Wednesday, October 3, 2018

Two Cats in Search of Good Homes

The official post about these cats ought to include their photos, but you know how it is with me and the cheesy little cell phone that takes only blurry pictures at best. Anyway, here is the photo-free Take 1 of the official post about two precious pet cats who need new homes...within a reasonable distance from Gate City, Virginia. Cat Sanctuaries don't put information about cat adopters online, but we would like a follow-up visit:

1. Rue

Possibly eleven years old, Rue is a long, lean, lithe gray tabby with a pretty face. Her only sign of "slowing down" is that she seems to be trying to tell her humans she's ready to retire from being Queen of a Cat Sanctuary where she's been gently managing a colony of eighteen social and semi-social felines. If you visit, Rue will be outdoors watching for you, and if you hold out your arms, she'll leap into them and sniff at you as if to say "By any chance, could you offer me a place to be alone?"

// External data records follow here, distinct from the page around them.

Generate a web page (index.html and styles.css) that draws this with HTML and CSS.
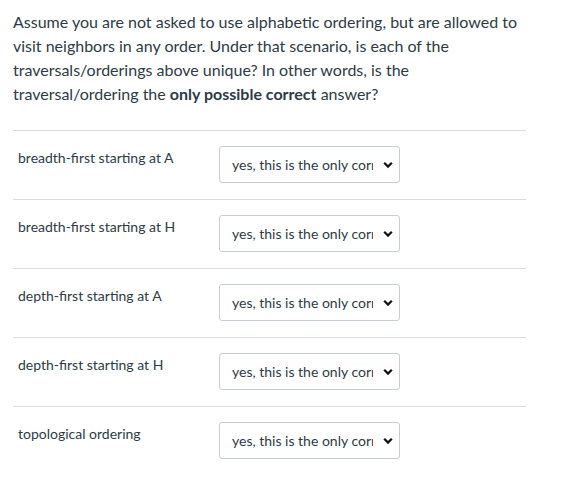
FILE: index.html
```html
<!DOCTYPE html>
<html>
<head>
<meta charset="utf-8">
<link rel="stylesheet" href="styles.css">
</head>
<body>
<div class="question">
  <p class="prompt">Assume you are not asked to use alphabetic ordering, but are allowed to visit neighbors in any order. Under that scenario, is each of the traversals/orderings above unique? In other words, is the traversal/ordering the <strong>only possible correct</strong> answer?</p>
  <div class="answers">
    <div class="row">
      <div class="label">breadth-first starting at A</div>
      <div class="select"><span class="value">yes, this is the only correct answer</span><svg class="chev" viewBox="0 0 10 8" width="10" height="8"><path d="M1.2 1.8 L5 5.6 L8.8 1.8" fill="none" stroke="#111" stroke-width="2.2"/></svg></div>
    </div>
    <div class="row">
      <div class="label">breadth-first starting at H</div>
      <div class="select"><span class="value">yes, this is the only correct answer</span><svg class="chev" viewBox="0 0 10 8" width="10" height="8"><path d="M1.2 1.8 L5 5.6 L8.8 1.8" fill="none" stroke="#111" stroke-width="2.2"/></svg></div>
    </div>
    <div class="row">
      <div class="label">depth-first starting at A</div>
      <div class="select"><span class="value">yes, this is the only correct answer</span><svg class="chev" viewBox="0 0 10 8" width="10" height="8"><path d="M1.2 1.8 L5 5.6 L8.8 1.8" fill="none" stroke="#111" stroke-width="2.2"/></svg></div>
    </div>
    <div class="row">
      <div class="label">depth-first starting at H</div>
      <div class="select"><span class="value">yes, this is the only correct answer</span><svg class="chev" viewBox="0 0 10 8" width="10" height="8"><path d="M1.2 1.8 L5 5.6 L8.8 1.8" fill="none" stroke="#111" stroke-width="2.2"/></svg></div>
    </div>
    <div class="row">
      <div class="label">topological ordering</div>
      <div class="select"><span class="value">yes, this is the only correct answer</span><svg class="chev" viewBox="0 0 10 8" width="10" height="8"><path d="M1.2 1.8 L5 5.6 L8.8 1.8" fill="none" stroke="#111" stroke-width="2.2"/></svg></div>
    </div>
  </div>
</div>
</body>
</html>
```
FILE: styles.css
```css
html, body {
  margin: 0;
  padding: 0;
  background: #fff;
}
body {
  font-family: Lato, "Open Sans", sans-serif;
  color: #2d3b45;
}
.question {
  width: 513px;
  margin-left: 13px;
}
.prompt {
  margin: 10px 0 0 0;
  font-size: 16px;
  line-height: 24px;
}
.prompt strong {
  font-weight: 700;
}
.answers {
  margin-top: 24px;
}
.row {
  display: flex;
  align-items: flex-start;
  border-top: 1px solid #dadada;
  height: 68px;
}
.label {
  width: 201px;
  padding-left: 5px;
  padding-top: 18px;
  font-size: 14px;
  line-height: 18px;
}
.select {
  margin-top: 15px;
  box-sizing: border-box;
  width: 181px;
  height: 37px;
  border: 1px solid #c7cdd1;
  border-radius: 3px;
  display: flex;
  align-items: center;
  padding-left: 12px;
  padding-right: 6px;
  font-size: 14px;
}
.value {
  width: 143px;
  overflow: hidden;
  white-space: nowrap;
}
.chev {
  margin-left: 10px;
  flex: none;
}
```
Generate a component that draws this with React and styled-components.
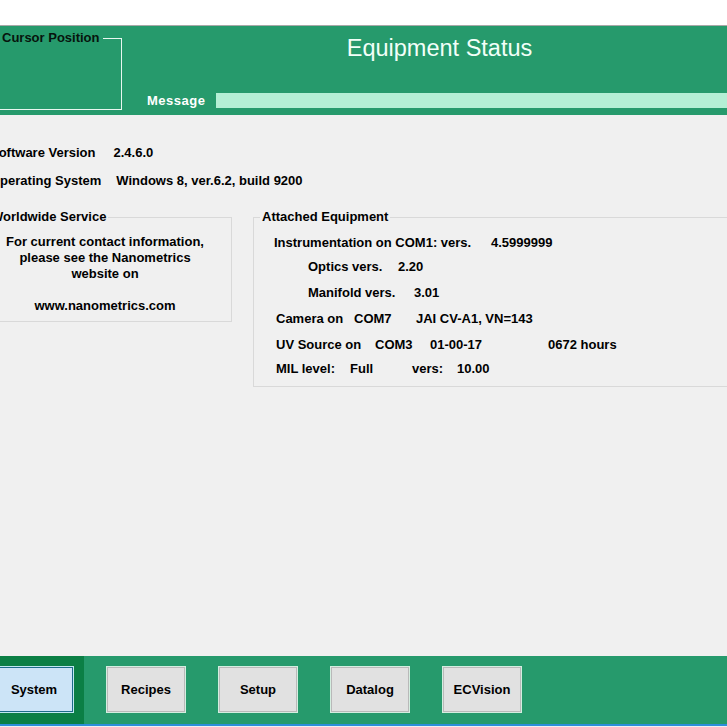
import React from "react";
import styled, { createGlobalStyle } from "styled-components";

const GlobalStyle = createGlobalStyle`
  html, body { margin: 0; padding: 0; background: #ffffff; }
  body { font-family: "Liberation Sans", Arial, sans-serif; overflow: hidden; }
  * { box-sizing: border-box; }
`;

const Screen = styled.div`
  width: 727px;
  height: 727px;
  overflow: hidden;
  background: #ffffff;
`;

const Window = styled.div`
  width: 749px;
  height: 727px;
  margin-left: -22px;
  display: flex;
  flex-direction: column;
  background: #f0f0f0;
`;

const TopStrip = styled.div`
  flex: none;
  height: 26px;
  background: #ffffff;
  border-bottom: 1px solid #a8a8a8;
`;

const Header = styled.header`
  flex: none;
  height: 89px;
  background: #269a6c;
  display: grid;
  grid-template-columns: 144px 1fr;
`;

const CursorGroup = styled.fieldset`
  box-sizing: content-box;
  margin: 5px 0 0 0;
  padding: 0;
  height: 77px;
  min-width: 0;
  border: 1px solid #e9f7f0;
  border-left: none;
`;

const Legend = styled.legend`
  margin-left: ${(p) => p.$indent}px;
  padding: 0 ${(p) => p.$pad}px 0 ${(p) => p.$padL || 0}px;
  font: bold 13px/${(p) => p.$lh}px "Liberation Sans", Arial, sans-serif;
  color: ${(p) => p.$color};
  white-space: nowrap;
`;

const HeaderMain = styled.div`
  display: flex;
  flex-direction: column;
`;

const Title = styled.h1`
  margin: 0;
  padding: 9px 0 0 30px;
  text-align: center;
  font: normal 23.5px/26px "Liberation Sans", Arial, sans-serif;
  color: #f2fff8;
`;

const MessageRow = styled.div`
  margin-top: auto;
  margin-bottom: 7px;
  height: 15px;
  display: flex;
  align-items: center;
  padding-left: 25px;
`;

const MessageLabel = styled.span`
  flex: none;
  width: 69px;
  font: bold 13px/15px "Liberation Sans", Arial, sans-serif;
  letter-spacing: 0.5px;
  color: #ffffff;
`;

const MessageBar = styled.div`
  flex: 1;
  height: 15px;
  background: #b4efd5;
`;

const Content = styled.main`
  flex: 1;
  padding: 24px 0 0 0;
  display: flex;
  flex-direction: column;
`;

const InfoRow = styled.div`
  display: flex;
  gap: ${(p) => p.$gap}px;
  padding-left: 12px;
  height: 28px;
  font: bold 13px/28px "Liberation Sans", Arial, sans-serif;
  color: #000;
  white-space: nowrap;
`;

const Groups = styled.div`
  display: flex;
  gap: 21px;
  margin-top: 14px;
  align-items: flex-start;
`;

const Group = styled.fieldset`
  margin: 0;
  min-width: 0;
  width: ${(p) => p.$w}px;
  flex: none;
  padding: ${(p) => p.$pad};
  border: 1px solid #d9d9d9;
  font: bold 13px/16px "Liberation Sans", Arial, sans-serif;
  color: #000;
`;

const CenterText = styled.p`
  margin: 0;
  padding-top: 1px;
  text-align: center;
  white-space: pre-line;
`;

const EqRow = styled.div`
  display: flex;
  height: 24px;
  line-height: 24px;
  margin-top: ${(p) => p.$mt || 0}px;
  padding-left: ${(p) => p.$indent}px;
  white-space: nowrap;
`;

const Cell = styled.span`
  flex: none;
  width: ${(p) => (p.$w ? `${p.$w}px` : "auto")};
`;

const Footer = styled.footer`
  flex: none;
  height: 71px;
  display: flex;
  flex-direction: column;
`;

const ButtonBar = styled.nav`
  height: 68px;
  background: #269a6c;
  display: flex;
  align-items: flex-start;
`;

const ActivePanel = styled.div`
  flex: none;
  width: 106px;
  height: 68px;
  background: #0b7f45;
  padding: 10px 0 0 16px;
  margin-right: 22px;
`;

const Buttons = styled.div`
  display: flex;
  gap: 32px;
  padding-top: 10px;
`;

const NavButton = styled.button`
  width: 80px;
  height: 47px;
  padding: 0;
  font: bold 13px "Liberation Sans", Arial, sans-serif;
  color: #000;
  background: ${(p) => (p.$active ? "#cce4f7" : "#e1e1e1")};
  border: 1px solid ${(p) => (p.$active ? "#bfe8f0" : "#d4eee0")};
  box-shadow: inset 0 0 0 1px ${(p) => (p.$active ? "#1d6a8a" : "#b9b9b9")};
  cursor: pointer;
`;

const BlueLine = styled.div`
  height: 2px;
  background: #2e8edb;
`;

const BottomGap = styled.div`
  height: 1px;
  background: #f0f0f0;
`;

export default function App() {
  return (
    <Screen>
      <GlobalStyle />
      <Window>
        <TopStrip />
        <Header>
          <CursorGroup>
            <Legend $indent={21} $pad={3} $padL={3} $lh={14} $color="#07140d">
              Cursor Position
            </Legend>
          </CursorGroup>
          <HeaderMain>
            <Title>Equipment Status</Title>
            <MessageRow>
              <MessageLabel>Message</MessageLabel>
              <MessageBar />
            </MessageRow>
          </HeaderMain>
        </Header>

        <Content>
          <InfoRow $gap={18}>
            <span>Software Version</span>
            <span>2.4.6.0</span>
          </InfoRow>
          <InfoRow $gap={15}>
            <span>Operating System</span>
            <span>Windows 8, ver.6.2, build 9200</span>
          </InfoRow>

          <Groups>
            <Group $w={254} $pad="8px 0 7px 0">
              <Legend $indent={10} $pad={2} $padL={2} $lh={16} $color="#000">
                Worldwide Service
              </Legend>
              <CenterText>
                {"For current contact information,\nplease see the Nanometrics\nwebsite on\n\nwww.nanometrics.com"}
              </CenterText>
            </Group>

            <Group $w={520} $pad="6px 0 5px 0">
              <Legend $indent={6} $pad={2} $padL={2} $lh={16} $color="#000">
                Attached Equipment
              </Legend>
              <EqRow $indent={20}>
                <Cell $w={217}>Instrumentation on COM1: vers.</Cell>
                <Cell>4.5999999</Cell>
              </EqRow>
              <EqRow $indent={54}>
                <Cell $w={90}>Optics vers.</Cell>
                <Cell>2.20</Cell>
              </EqRow>
              <EqRow $indent={54} $mt={2}>
                <Cell $w={106}>Manifold vers.</Cell>
                <Cell>3.01</Cell>
              </EqRow>
              <EqRow $indent={22} $mt={2}>
                <Cell $w={78}>Camera on</Cell>
                <Cell $w={62}>COM7</Cell>
                <Cell>JAI CV-A1, VN=143</Cell>
              </EqRow>
              <EqRow $indent={22} $mt={2}>
                <Cell $w={99}>UV Source on</Cell>
                <Cell $w={55}>COM3</Cell>
                <Cell $w={118}>01-00-17</Cell>
                <Cell>0672 hours</Cell>
              </EqRow>
              <EqRow $indent={22}>
                <Cell $w={74}>MIL level:</Cell>
                <Cell $w={62}>Full</Cell>
                <Cell $w={45}>vers:</Cell>
                <Cell>10.00</Cell>
              </EqRow>
            </Group>
          </Groups>
        </Content>

        <Footer>
          <ButtonBar>
            <ActivePanel>
              <NavButton $active>System</NavButton>
            </ActivePanel>
            <Buttons>
              <NavButton>Recipes</NavButton>
              <NavButton>Setup</NavButton>
              <NavButton>Datalog</NavButton>
              <NavButton>ECVision</NavButton>
            </Buttons>
          </ButtonBar>
          <BlueLine />
          <BottomGap />
        </Footer>
      </Window>
    </Screen>
  );
}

"She likes you," her humans say to me. "Would you take her?"

I would not. I think she wants a lap of her very own to nap on. I suspect her of thinking she could nonviolently bully Samantha and Serena, both of whom are smaller, into running away, and I'll not have that.

2. Midnight Rose

This spring kitten's human died recently, so, in search of new humans and a cat friend, she staked her claim to the senior housing project, where of course she's not allowed to stay. Project residents enjoy watching her and keep stalling the manager and me along: "We'll send her to the Cat Sanctuary as soon as we can borrow a carrying cage!"

I think she may be a social cat, because she continues to lure a one-year-old male cat away from a private home in the next block, even while off heat. Only social cats bother with that sort of thing.

With humans, she's friendly but cautious. We think she'd accept most of the residents of the housing project as Her Human since Her Original Human was also pretty old...but you know how places like that are.

Her coat is midnight black with one little rosette, not a bib, right below where a collar would fit.

Bonus. Her Friend

"Would you take the male kitten too?" I was asked.

"A male who's bigger and older than our little Traveller?" I said. "Does His Human even want to part with him?"

"She's trying to keep him at her house, but he won't stay. He's going to get killed crossing the main street all the time."

"Have you told her about the neutering clinic that's set up to keep town cats from running through traffic?" I said. We have such a thing. I'm not sure what purpose a neutered male cat serves in this world, since most male cats are poor hunters and...well, anyway, a social male cat is special, and if this little fellow is the one who's persuading Midnight Rose that other cats can be friends, it would make sense for His Human to want to keep him in her home.

Him and a few more cats, because although lonely social cats are fabulous pets, a human is not the same as a friend of their own kind! A social cat whose human goes to work every day most definitely needs at least one congenial cat housemate. There were a few days when I had to leave Magic alone, indoors, while I was at work, and as I walked up onto the porch I'd hear her crying like a baby human. I'm not sure whether even Heather really meant to tell me that the way to live with social cats is "by sixes," but, considering that they miss and mourn one cat friend longer if they don't have others, I would recommend keeping three.

I dislike the Bristol shelter's web site. "The severe cat overpopulation problem in Scott County"? There is no such thing. We have a severe rodent overpopulation problem in Scott County due to lack of free-range cats--though they don't need to be ranging back and forth across Jackson Street in the daytime. We need to defund organizations like this one until they stop parroting HSUS cat haters' propaganda and make contact with reality. Nevertheless, if you need to keep a town cat from running through traffic while you're out at work, this group is siphoning money away from rich urban cat haters and might as well be exploited:

http://www.mbmspayneuterclinic.org/

Neutering male cats is usually simpler and less likely to do permanent damage than spaying females.